The judgment is reversed and the case is remanded to the Superior Court for entry of judgment affirming the decision of the Industrial Accident Board.

So ordered.


FOOTNOTES

[Note 1] General Laws c. 149, Section 148, as amended through St. 1979, Section 633, provides in part: "Any employer paying wages to an employee by check or draft shall provide for such employee such facilities for the cashing of such check or draft at a bank or elsewhere, without charge by deduction from the face amount thereof or otherwise, as shall be deemed by the commissioner of labor and industries to be reasonable."

[Note 2] In M-K Rivers v. Schleifman, 599 P.2d 132 (Alaska 1979), the Supreme Court of Alaska affirmed a lower court's order reversing a decision of the Workmen's Compensation Board that had denied benefits to an employee injured while traveling to cash his paycheck. The court, in a three to two decision, upheld the award by relying on "the remote site injury doctrine." Id. at 134-136.

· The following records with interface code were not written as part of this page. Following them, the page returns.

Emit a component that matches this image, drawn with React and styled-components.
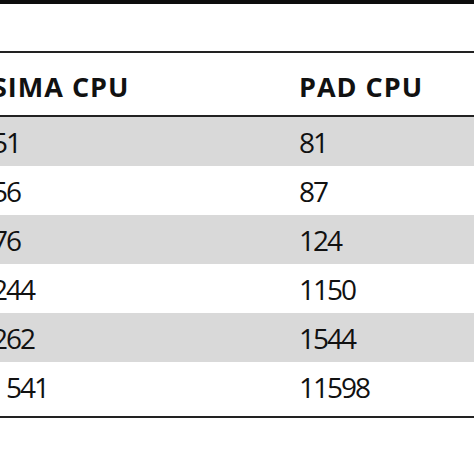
import React from "react";
import styled, { createGlobalStyle } from "styled-components";

const Global = createGlobalStyle`
  html, body { margin: 0; background: #fff; }
  body { overflow: hidden; }
`;

const Page = styled.div`
  width: 474px;
  height: 474px;
  overflow: hidden;
  border-top: 4px solid #0d0d0d;
  box-sizing: border-box;
  padding-top: 47px;
`;

const Table = styled.div`
  margin-left: -8px;
  width: calc(100% + 8px);
  display: grid;
  grid-template-columns: 307px 1fr;
  font-family: "Open Sans", "DejaVu Sans", sans-serif;
  color: #111;
  border-top: 2px solid #222;
  border-bottom: 2px solid #222;
`;

const HeadCell = styled.div`
  height: 64px;
  display: flex;
  align-items: center;
  padding-top: 4px;
  box-sizing: border-box;
  font-size: 27px;
  font-weight: 700;
  letter-spacing: 1px;
  border-bottom: 2px solid #222;
`;

const Cell = styled.div`
  height: ${(p) => (p.$last ? "54px" : "49px")};
  padding-bottom: ${(p) => (p.$last ? "5px" : "0")};
  box-sizing: border-box;
  display: flex;
  align-items: center;
  font-size: 28px;
  font-stretch: 92%;
  letter-spacing: -2px;
  background: ${(p) => (p.$shade ? "#d9d9d9" : "#fff")};
`;

const Figure = styled.span`
  visibility: hidden;
`;

const rows = [
  ["51", "81"],
  ["56", "87"],
  ["76", "124"],
  ["244", "1150"],
  ["262", "1544"],
  ["1541", "11598"],
];

export default function App() {
  return (
    <>
      <Global />
      <Page>
        <Table>
          <HeadCell>SIMA CPU</HeadCell>
          <HeadCell>PAD CPU</HeadCell>
          {rows.map(([a, b], i) => {
            const shade = i % 2 === 0;
            const last = i === rows.length - 1;
            return (
              <React.Fragment key={i}>
                <Cell $shade={shade} $last={last}>
                  {a.length > 3 ? (
                    <>
                      <Figure>{a[0]}</Figure>
                      {a.slice(1)}
                    </>
                  ) : (
                    a
                  )}
                </Cell>
                <Cell $shade={shade} $last={last}>
                  {b}
                </Cell>
              </React.Fragment>
            );
          })}
        </Table>
      </Page>
    </>
  );
}
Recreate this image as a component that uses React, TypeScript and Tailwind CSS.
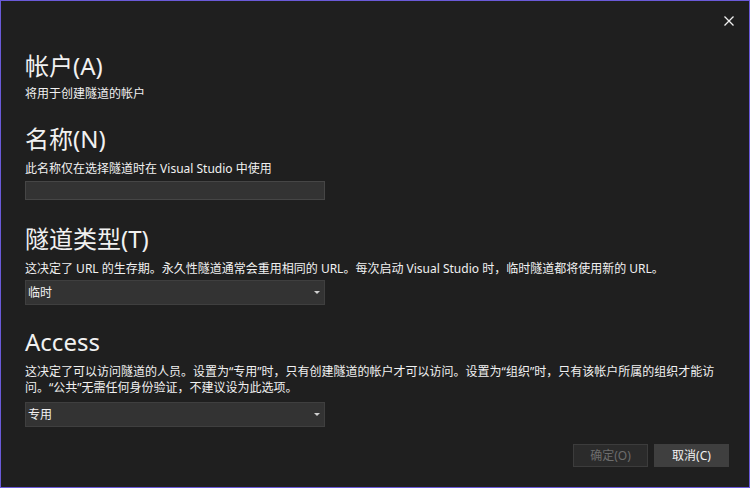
import React from "react";

const font = {
  fontFamily: '"Segoe UI", "Noto Sans", "Noto Sans CJK SC", sans-serif',
};

const Heading: React.FC<{ children: React.ReactNode; className?: string }> = ({ children, className = "" }) => (
  <div className={`h-[28px] text-[24px] leading-[28px] text-[#f1f1f1] whitespace-nowrap ${className}`}>{children}</div>
);

const Desc: React.FC<{ children: React.ReactNode; className?: string }> = ({ children, className = "" }) => (
  <div className={`text-[12px] leading-[16px] text-[#f1f1f1] ${className}`}>{children}</div>
);

const Select: React.FC<{ value: string; className?: string }> = ({ value, className = "" }) => (
  <div
    className={`w-[300px] h-[25px] bg-[#333333] border border-[#3f3f3f] flex items-center justify-between pl-[2px] pr-[4px] ${className}`}
  >
    <span className="text-[12px] leading-[16px] text-[#f1f1f1]">{value}</span>
    <svg width="6" height="3" viewBox="0 0 6 3">
      <path d="M0 0 H6 L3 3 Z" fill="#d0d0d0" />
    </svg>
  </div>
);

export default function App() {
  return (
    <div
      className="w-[750px] h-[488px] bg-[#1f1f1f] border border-[#6a5ad8] relative overflow-hidden"
      style={font}
    >
      <button className="absolute right-[15px] top-[15px] w-[10px] h-[10px] flex items-center justify-center">
        <svg width="10" height="10" viewBox="0 0 10 10">
          <path d="M0.5 0.5 L9.5 9.5 M9.5 0.5 L0.5 9.5" stroke="#f1f1f1" strokeWidth="1.3" />
        </svg>
      </button>

      <div className="pt-[51px] pl-[24px] flex flex-col">
        <Heading>帐户(A)</Heading>
        <Desc className="mt-[6px]">将用于创建隧道的帐户</Desc>

        <Heading className="mt-[23px]">名称(N)</Heading>
        <Desc className="mt-[8px]">此名称仅在选择隧道时在 Visual Studio 中使用</Desc>
        <div className="mt-[4px] w-[300px] h-[19px] bg-[#333333] border border-[#464646]" />

        <Heading className="mt-[25px]">隧道类型(T)</Heading>
        <Desc className="mt-[8px] whitespace-nowrap">
          这决定了 URL 的生存期。永久性隧道通常会重用相同的 URL。每次启动 Visual Studio 时，临时隧道都将使用新的 URL。
        </Desc>
        <Select value="临时" className="mt-[3px]" />

        <Heading className="mt-[23px]">Access</Heading>
        <Desc className="mt-[8px] w-[700px]">
          这决定了可以访问隧道的人员。设置为“专用”时，只有创建隧道的帐户才可以访问。设置为“组织”时，只有该帐户所属的组织才能访
          <br />
          问。“公共”无需任何身份验证，不建议设为此选项。
        </Desc>
        <Select value="专用" className="mt-[6px]" />
      </div>

      <div className="mt-[17px] flex justify-end gap-[6px] pr-[20px]">
        <button className="w-[75px] h-[23px] bg-[#2b2b2b] border border-[#3c3c3c] text-[12px] text-[#6d6d6d] leading-[16px]">
          确定(O)
        </button>
        <button className="w-[75px] h-[23px] bg-[#3f3f3f] border border-[#3f3f3f] text-[12px] text-[#f1f1f1] leading-[16px]">
          取消(C)
        </button>
      </div>
    </div>
  );
}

[Note 3] Cf. Balsam v. New York State Div. of Employment, 24 App. Div. 2d 802 (N.Y. 1965) (injury not compensable which employee suffered at a bank where she planned to cash a personal check during a coffee break when she was authorized only to go to a neighborhood shop). Courts in other jurisdictions appear to be unanimous on the point that an injury suffered by an employee while cashing a personal check during a break from work is not compensable. See Glen Falls Ins. Co. v. Anderson, 280 Ala. 626 (1967); Sam Jones Casing Crews v. Skipper, 199 So. 2d 436 (Miss. 1967); Allen v. State Accident Ins. Fund, 29 Or. App. 631 (1977).